I've heard about building a double fence with sensors in-between so we can pounce on the folks while they are trapped between the two. 350 miles. That's a lot of room. There's no pouncing there. Another great idea.
So, I have a solution on this whole immigration problem. Invade Mexico. We could do it with a few National Guardsmen and some Boy Scouts. Annex them or Imminent Domain them or whatever you call it. Unlike those bastards in Iraq, the Mexicans would actually greet us as liberators. The U. S. of A. becomes 62 states! Cheap childcare for everyone!
Iroquios Steeplechase is nearly upon us. Once a year the horses-who-jump-over-stuff circuit makes its stop in Nashville. It is a bunch of horses you never heard of ridden by a bunch of jockeys you never heard of running around and jumping over stuff.
And I love it. Because the official dress code for Steeplechase for the ladies is a low-cut cotton sundress and a big, floppy hat. That little plot of land in Edwin Warner Park becomes the cleavage capital of the South for an entire day. It is enough to make a grown man weep for joy. Women seem to think that sundresses are "cute." No. Let's clarify something. Sundresses are hot. I mean hot, hot HOT. A sundress is, in my opinion, the hottest thing possible for a woman to wear. And I have several friends who agree. (Let's not talk about that outfit I have on the woman in my basement. Shut up.)
As for the big, floppy hats, women think that they're "fun." Nope. They're not "fun." They're stupid as shit. But we don't care, we're not looking at the top of your head. We're looking down the front of your "cute" sundress.
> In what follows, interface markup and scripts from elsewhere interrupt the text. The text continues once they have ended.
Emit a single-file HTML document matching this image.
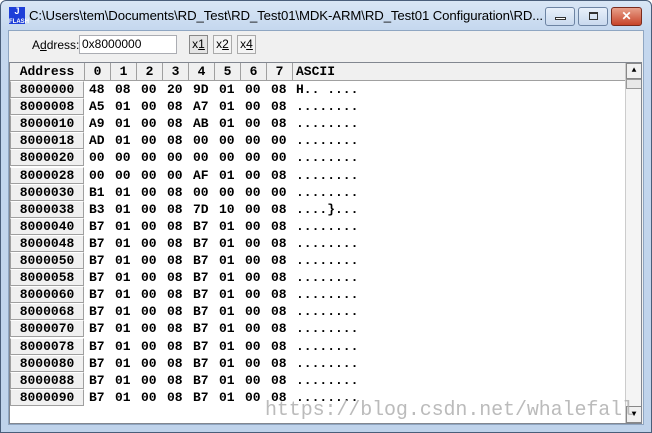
<!DOCTYPE html>
<html><head><style>
*{margin:0;padding:0;box-sizing:border-box}
body{width:652px;height:433px;overflow:hidden;background:#fff;font-family:"Liberation Sans",sans-serif;position:relative}
.frame{position:absolute;left:0;top:0;width:652px;height:433px;border:1px solid #4a5e7a;border-radius:6px 6px 0 0;background:linear-gradient(#d9e6f5,#c4d7ee 30px,#bfd3eb)}
.client{position:absolute;left:8px;top:30px;width:636px;height:395px;background:#f0f0f0;border:1px solid #8fa6c2}
.abs{position:absolute}
.title{left:29px;top:8px;font-size:13.2px;color:#000;white-space:nowrap;letter-spacing:-0.1px}
.btn{top:7px;height:19px;border:1px solid #6d84a3;border-radius:3px;background:linear-gradient(#e8f0fa,#c9d9ee)}
.grid{position:absolute;left:9px;top:62px;width:633px;height:362px;background:#fff;border:1px solid #828790;overflow:hidden}
.mono{font-family:"Liberation Mono",monospace;font-weight:bold;font-size:13px}
.hdr{position:absolute;top:0;height:18px;background:#f0f0f0;border-right:1px solid #a0a0a0;border-bottom:1px solid #a0a0a0;line-height:17px;text-align:center}
.ad{position:absolute;left:0;width:74px;height:17px;background:#f0f0f0;border:1px solid #a0a0a0;border-top:1px solid #fff;text-align:center}
.cell{position:absolute}
</style></head><body>
<div class="frame"></div>
<div class="abs" style="left:9px;top:7px;width:16px;height:17px;background:#1e3fd8;color:#fff;font:bold 9px 'Liberation Sans';text-align:center;line-height:9px">J<br><span style="font-size:6px">FLASH</span></div>
<div class="abs title">C:\Users\tem\Documents\RD_Test\RD_Test01\MDK-ARM\RD_Test01 Configuration\RD...</div>
<div class="abs btn" style="left:545px;width:30px"><div class="abs" style="left:9px;top:9px;width:11px;height:3px;border:1px solid #333;background:#fff"></div></div>
<div class="abs btn" style="left:578px;width:30px"><div class="abs" style="left:10px;top:4px;width:9px;height:8px;border:1px solid #333;border-top-width:2px"></div></div>
<div class="abs btn" style="left:611px;width:31px;background:linear-gradient(#e8a08a,#c7442a);border-color:#7a2a1c;color:#fff;font:bold 12px 'Liberation Sans';text-align:center;line-height:17px">✕</div>
<div class="client"></div>
<div class="abs" style="left:32px;top:38px;font-size:12px">A<u>d</u>dress:</div>
<div class="abs" style="left:79px;top:35px;width:98px;height:19px;background:#fff;border:1px solid #abadb3;font-size:12px;padding:2px 2px;line-height:13px">0x8000000</div>
<div class="abs" style="left:189px;top:35px;width:19px;height:19px;border:1px solid #888;background:#e4e4e4;font-size:12px;text-align:center;line-height:17px">x<u>1</u></div>
<div class="abs" style="left:213px;top:35px;width:19px;height:19px;border:1px solid #aaa;background:#f4f4f4;font-size:12px;text-align:center;line-height:17px">x<u>2</u></div>
<div class="abs" style="left:237px;top:35px;width:19px;height:19px;border:1px solid #aaa;background:#f4f4f4;font-size:12px;text-align:center;line-height:17px">x<u>4</u></div>
<div class="grid mono">
<div class="hdr" style="left:0;width:75px">Address</div>
<div class="hdr" style="left:75px;width:26px">0</div>
<div class="hdr" style="left:101px;width:26px">1</div>
<div class="hdr" style="left:127px;width:26px">2</div>
<div class="hdr" style="left:153px;width:26px">3</div>
<div class="hdr" style="left:179px;width:26px">4</div>
<div class="hdr" style="left:205px;width:26px">5</div>
<div class="hdr" style="left:231px;width:26px">6</div>
<div class="hdr" style="left:257px;width:26px">7</div>
<div class="hdr" style="left:283px;width:333px;text-align:left;padding-left:3px">ASCII</div>
<div class="abs" style="left:615px;top:0;width:17px;height:361px;background:#f4f4f4;border-left:1px solid #ccc"></div>
<div class="abs" style="left:616px;top:0;width:16px;height:16px;border:1px solid #888;background:#f0f0f0;font-size:8px;text-align:center;line-height:14px">▲</div>
<div class="abs" style="left:616px;top:16px;width:16px;height:10px;border:1px solid #999;background:#e8e8e8"></div>
<div class="abs" style="left:616px;top:343px;width:16px;height:17px;border:1px solid #888;background:#f0f0f0;font-size:8px;text-align:center;line-height:15px">▼</div>
<div id="rows"></div>
</div>
<div class="abs" style="left:265px;top:399px;font:20px 'Liberation Mono',monospace;color:rgba(175,175,175,0.85);white-space:nowrap;letter-spacing:-0.1px">https://blog.csdn.net/whalefall</div>
<script>
var d=[["8000000","48 08 00 20 9D 01 00 08","H.. ...."],["8000008","A5 01 00 08 A7 01 00 08","........"],["8000010","A9 01 00 08 AB 01 00 08","........"],["8000018","AD 01 00 08 00 00 00 00","........"],["8000020","00 00 00 00 00 00 00 00","........"],["8000028","00 00 00 00 AF 01 00 08","........"],["8000030","B1 01 00 08 00 00 00 00","........"],["8000038","B3 01 00 08 7D 10 00 08","....}..."]];
var a=["8000040","8000048","8000050","8000058","8000060","8000068","8000070","8000078","8000080","8000088","8000090"];
a.forEach(function(x){d.push([x,"B7 01 00 08 B7 01 00 08","........"])});
var h="";
d.forEach(function(r,i){var t=18+i*17.1;h+='<div class="ad" style="top:'+t+'px;line-height:15px">'+r[0]+'</div>';
var b=r[1].split(" ");b.forEach(function(v,j){h+='<div class="cell" style="left:'+(79+j*26)+'px;top:'+t+'px;line-height:17px">'+v+'</div>'});
h+='<div class="cell" style="left:286px;top:'+t+'px;line-height:17px;white-space:pre">'+r[2]+'</div>';});
document.getElementById("rows").innerHTML=h;
</script>
</body></html>
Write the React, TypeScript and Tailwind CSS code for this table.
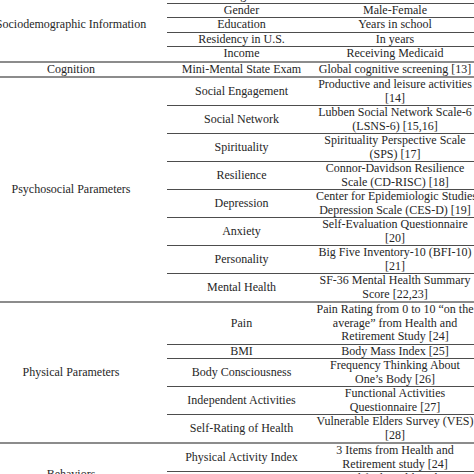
import React from 'react';

type Row = { name: string; measure: string[] };
type Group = { title: string; rows: Row[]; pad?: string };

const groups: Group[] = [
  {
    title: 'Sociodemographic Information',
    rows: [
      { name: 'Age', measure: ['Date of birth'] },
      { name: 'Gender', measure: ['Male-Female'] },
      { name: 'Education', measure: ['Years in school'] },
      { name: 'Residency in U.S.', measure: ['In years'] },
      { name: 'Income', measure: ['Receiving Medicaid'] },
    ],
  },
  {
    title: 'Cognition',
    rows: [{ name: 'Mini-Mental State Exam', measure: ['Global cognitive screening [13]'] }],
  },
  {
    title: 'Psychosocial Parameters',
    rows: [
      { name: 'Social Engagement', measure: ['Productive and leisure activities', '[14]'] },
      { name: 'Social Network', measure: ['Lubben Social Network Scale-6', '(LSNS-6) [15,16]'] },
      { name: 'Spirituality', measure: ['Spirituality Perspective Scale', '(SPS) [17]'] },
      { name: 'Resilience', measure: ['Connor-Davidson Resilience', 'Scale (CD-RISC) [18]'] },
      { name: 'Depression', measure: ['Center for Epidemiologic Studies', 'Depression Scale (CES-D) [19]'] },
      { name: 'Anxiety', measure: ['Self-Evaluation Questionnaire', '[20]'] },
      { name: 'Personality', measure: ['Big Five Inventory-10 (BFI-10)', '[21]'] },
      { name: 'Mental Health', measure: ['SF-36 Mental Health Summary', 'Score [22,23]'] },
    ],
  },
  {
    title: 'Physical Parameters',
    rows: [
      {
        name: 'Pain',
        measure: ['Pain Rating from 0 to 10 \u201Con the', 'average\u201D from Health and', 'Retirement Study [24]'],
      },
      { name: 'BMI', measure: ['Body Mass Index [25]'] },
      { name: 'Body Consciousness', measure: ['Frequency Thinking About', 'One\u2019s Body [26]'] },
      { name: 'Independent Activities', measure: ['Functional Activities', 'Questionnaire [27]'] },
      { name: 'Self-Rating of Health', measure: ['Vulnerable Elders Survey (VES)', '[28]'] },
    ],
  },
  {
    title: 'Behaviors',
    pad: 'pt-[6px]',
    rows: [
      { name: 'Physical Activity Index', measure: ['3 Items from Health and', 'Retirement study [24]'] },
      { name: 'Health Habits', measure: ['Modified Health Habits', 'Questionnaire [29]'] },
    ],
  },
];

export default function App() {
  return (
    <div
      className="h-[474px] w-[474px] overflow-hidden bg-white text-[#262626]"
      style={{ fontFamily: '"Liberation Serif", "DejaVu Serif", serif' }}
    >
      <table className="-ml-[25px] -mt-[11px] w-[499px] table-fixed border-collapse text-[12px] leading-[13.5px]">
        <colgroup>
          <col className="w-[192px]" />
          <col className="w-[149px]" />
          <col className="w-[158px]" />
        </colgroup>
        <tbody>
          {groups.map((g) =>
            g.rows.map((r, i) => {
              const last = i === g.rows.length - 1;
              const line = last ? 'border-b-2 border-[#8c8c8c]' : 'border-b border-[#4d4d4d]';
              return (
                <tr key={g.title + r.name}>
                  {i === 0 && (
                    <td
                      rowSpan={g.rows.length}
                      className={`border-b-2 border-[#8c8c8c] px-0 pb-0 ${g.pad ?? 'pt-0'} text-center align-middle whitespace-nowrap`}
                    >
                      {g.title}
                    </td>
                  )}
                  <td className={`${line} p-0 text-center align-middle whitespace-nowrap`}>{r.name}</td>
                  <td className={`${line} p-0 text-center align-middle`}>
                    {r.measure.map((m) => (
                      <div key={m} className="whitespace-nowrap">
                        {m}
                      </div>
                    ))}
                  </td>
                </tr>
              );
            }),
          )}
        </tbody>
      </table>
    </div>
  );
}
It's one of those event that promotes "civilized" daytime drinking. Because it is full of well-heeled Belle Meadians, there is not a trace of guilt over drinking before the sun has even reached the yard arm. It's also the kind of day where people bring jugs full of "punch" and Vandy frat boys drink too much of it and pass out. But each of those Vandy frat boys has a date in a low-cut cotton sundress. And a stupid hat.
So if you are the type of person who likes to spend the day drinking and stumbling around in a never-ending sea of beautiful women in low-cut cotton sundresses, Steeplechase is for you. And once every hour or so, a horserace breaks out.
If you live in the second-to-last house on a dead end street, exactly who, other than your neighbor in the last house, are you trying to influence by putting a political candidate sign in your yard?
I stumbled across the Republican debate tonight. I don't know how many dudes there are up there, but they're all 60-year-old white guys in dark suits. I didn't see the Democratic debate, but I suspect it was a bunch of 55-year-old white guys in dark suits. And Hillary. And Obama.
OK. Maybe the Democrats had a more varied bunch. But the only difference I can see with these Republican guys is their ties.
I'd like to see that guy from Hawaii there. I don't know if he is a donkey or an elephant. I assume he's a Democrat. But he's got a big ponytail and a topaz bollo tie. He might be a nut. But he stands out.
Can't one of these Republicans wear a tan sportcoat? Or a leisure suit?